ANKARA: Turkey is emerging as one of the destinations for medical tourism as the country tries to boost tourism revenue and narrow its current account deficit – its main economic weakness.
History fanatics, adrenaline junkies, sunbathers and foodies are all in for a treat when heading for a holiday in Turkey, but the nation is also drawing tourists that are seeking to avail Turkey’s competitive edge in medical tourism.
Turkey is the world’s sixth top destination in terms of tourist numbers. Out of the roughly 35 million tourists who visited Turkey last year, around 188,095 came for surgical procedures, from hair transplants and liposuction to cancer and orthopedic treatment, according to the World Tourism Organization.
The number of medical tourists who visited Turkey in the first six months of 2014 totaled 162,445 with revenues reaching $328 million.
“Currently, over 1,000 patients travel to Turkey every year to take advantage of the medical services we offer,” said Fatih Ozturk, the project manager of VisitandCare.com, a patient and doctor matching service which helps visitors from the Middle East and Europe and has four global offices – in the U.S., Mexico, Tunisia and Turkey.
He said of the clientele, “They are mostly from Western European countries like the U.K., Germany and the Netherlands, as well as from Libya and the United Arab Emirates.”

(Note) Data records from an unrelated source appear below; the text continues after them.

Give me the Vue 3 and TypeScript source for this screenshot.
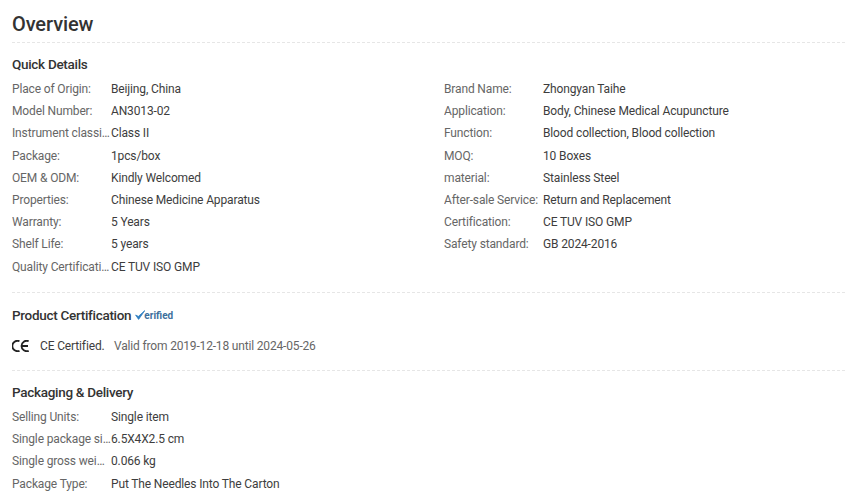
<script setup lang="ts">
type Row = [string, string]
const left: Row[] = [
  ['Place of Origin:', 'Beijing, China'],
  ['Model Number:', 'AN3013-02'],
  ['Instrument classification:', 'Class II'],
  ['Package:', '1pcs/box'],
  ['OEM & ODM:', 'Kindly Welcomed'],
  ['Properties:', 'Chinese Medicine Apparatus'],
  ['Warranty:', '5 Years'],
  ['Shelf Life:', '5 years'],
  ['Quality Certification:', 'CE TUV ISO GMP'],
]
const right: Row[] = [
  ['Brand Name:', 'Zhongyan Taihe'],
  ['Application:', 'Body, Chinese Medical Acupuncture'],
  ['Function:', 'Blood collection, Blood collection'],
  ['MOQ:', '10 Boxes'],
  ['material:', 'Stainless Steel'],
  ['After-sale Service:', 'Return and Replacement'],
  ['Certification:', 'CE TUV ISO GMP'],
  ['Safety standard:', 'GB 2024-2016'],
]
const packaging: Row[] = [
  ['Selling Units:', 'Single item'],
  ['Single package size:', '6.5X4X2.5 cm'],
  ['Single gross weight:', '0.066 kg'],
  ['Package Type:', 'Put The Needles Into The Carton'],
]
</script>

<template>
  <main class="page">
    <h1 class="title">Overview</h1>
    <section class="section quick">
      <h2 class="heading">Quick Details</h2>
      <div class="columns">
        <div class="col">
          <div v-for="r in left" :key="r[0]" class="row">
            <span class="label">{{ r[0] }}</span><span class="value">{{ r[1] }}</span>
          </div>
        </div>
        <div class="col">
          <div v-for="r in right" :key="r[0]" class="row">
            <span class="label">{{ r[0] }}</span><span class="value">{{ r[1] }}</span>
          </div>
        </div>
      </div>
    </section>
    <section class="section cert">
      <div class="cert-head">
        <h2 class="heading">Product Certification</h2>
        <span class="verified"><svg class="tick" viewBox="0 0 10 10" width="10" height="10"><path d="M0.6 5 L3.6 9.4 L9.8 0.6 L3.4 6.4 Z" fill="#2f7fc1" stroke="#2f7fc1" stroke-width="0.8"/></svg>erified</span>
      </div>
      <div class="cert-line">
        <svg class="ce" viewBox="0 0 18 12" width="18" height="12">
          <path d="M7.5 1.2 A5.2 5.2 0 1 0 7.5 10.8" fill="none" stroke="#222" stroke-width="1.8"/>
          <path d="M16.7 1.2 A5.2 5.2 0 1 0 16.7 10.8 M10 6 H16" fill="none" stroke="#222" stroke-width="1.8"/>
        </svg>
        <span class="cert-name">CE Certified.</span>
        <span class="cert-valid">Valid from 2019-12-18 until 2024-05-26</span>
      </div>
    </section>
    <section class="section packaging">
      <h2 class="heading">Packaging &amp; Delivery</h2>
      <div class="col">
        <div v-for="r in packaging" :key="r[0]" class="row">
          <span class="label">{{ r[0] }}</span><span class="value">{{ r[1] }}</span>
        </div>
      </div>
    </section>
  </main>
</template>

<style>
html, body { margin: 0; background: #fff; overflow: hidden; }
</style>

<style scoped>
.page {
  width: 833px;
  height: 494px;
  padding: 0 6px 0 12px;
  font-family: Roboto, "Liberation Sans", sans-serif;
  overflow: hidden;
}
.title {
  margin: 0;
  height: 42px;
  box-sizing: border-box;
  padding-top: 12px;
  font-size: 20px;
  line-height: 24px;
  font-weight: 500;
  letter-spacing: -0.1px;
  color: #333;
}
.section { border-top: 1px dashed #e6e6e6; }
.quick { padding-top: 13px; height: 250px; box-sizing: border-box; }
.cert { height: 78px; box-sizing: border-box; padding-top: 14px; }
.packaging { padding-top: 13px; }
.heading {
  margin: 0;
  font-size: 13.5px;
  line-height: 16px;
  font-weight: 500;
  letter-spacing: -0.3px;
  color: #333;
}
.quick .heading, .packaging .heading { margin-bottom: 6px; }
.columns { display: grid; grid-template-columns: 432px 1fr; }
.row { display: flex; height: 22.2px; align-items: center; font-size: 12px; letter-spacing: -0.14px; }
.label {
  width: 99px;
  flex: none;
  color: #666;
  white-space: nowrap;
  overflow: hidden;
  text-overflow: ellipsis;
}
.value { color: #3d3d3d; white-space: nowrap; }
.cert-head { display: flex; align-items: center; gap: 4px; }
.verified { font-size: 10px; font-weight: 700; color: #3d6f9c; display: inline-flex; align-items: center; }
.tick { margin-right: -1px; }
.cert-line { display: flex; align-items: center; margin-top: 16px; font-size: 12px; letter-spacing: -0.14px; }
.ce { margin-right: 10px; }
.cert-name { color: #3d3d3d; margin-right: 9.5px; }
.cert-valid { color: #666; letter-spacing: -0.17px; }
</style>
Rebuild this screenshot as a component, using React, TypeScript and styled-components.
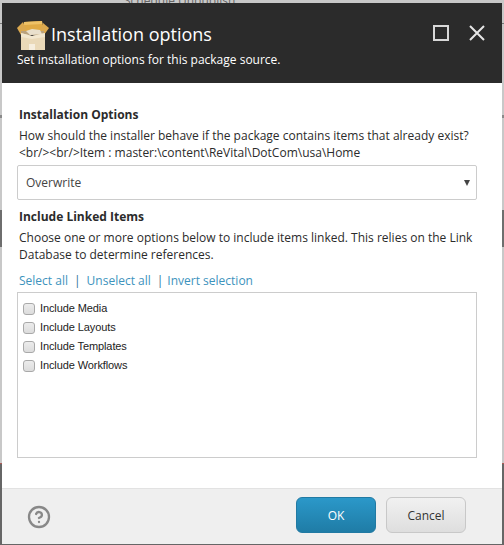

Ozturk said there are various factors behind Turkey’s appeal. “People from countries with heavily congested health systems welcome the opportunity to choose the time of their surgeries together with the 40-70 percent savings, which is more affordable than European countries. Meanwhile those from less-developed nations are attracted by Western-trained medics and new facilities sprouting up as Turkey’s private health care industry flourishes. Additionally, the fact that Turkey is a central tourist attraction is also enticing,” he said.
Private equity investors favor Turkey’s fast-growing service industries, including health care, retail and education, because of a near tripling of the nominal per capita gross domestic product over the past decade and a young population of 76.5 million.
Turkey’s Health Ministry said the country has great advantages in terms of health tourism with a very convenient geographical location.
“Both for meeting the changing domestic needs, as well as taking advantage of health tourism, private hospitals and health centers have been established all over the country,” the ministry said in a report on medical tourism in Turkey in 2012.
“The country has made significant improvements and began to compete with countries such as India, Malaysia, Thailand and Hungary, which are strong in the sector,” the report reads.
Foreign institutions including Malaysian sovereign fund Khazanah Nasional, Qatar’s First Investment Bank, Argus Capital Partners and the World Bank’s International Finance Corp have put money into the Turkish health care sector.
The country is building medical facilities with public-private partnerships where the state will rent city hospitals built and run by the private sector for 25 years.
Ankara’s Doctors’ Union President Ozden Sener said patients from Western countries whose medical insurance does not cover odontotherapy (teeth diseases) and cosmetic surgery prefer Turkey, which has low-cost labor as well as affordable holiday prices. Sener also said many patients come from war zones from Syria, Libya and Palestine. He said, however, overseas patients have put pressure on the health system, with many doctors seeing as many as 100 patients per day.
Tourism income in Turkey increased 7.9 percent in the second quarter of 2014, compared to the same quarter of last year, to reach $9 billion, the Turkish Statistical Institute showed. Foreign visitors accounted for 84.5 percent of this income, while Turkish citizens living abroad accounted for the rest.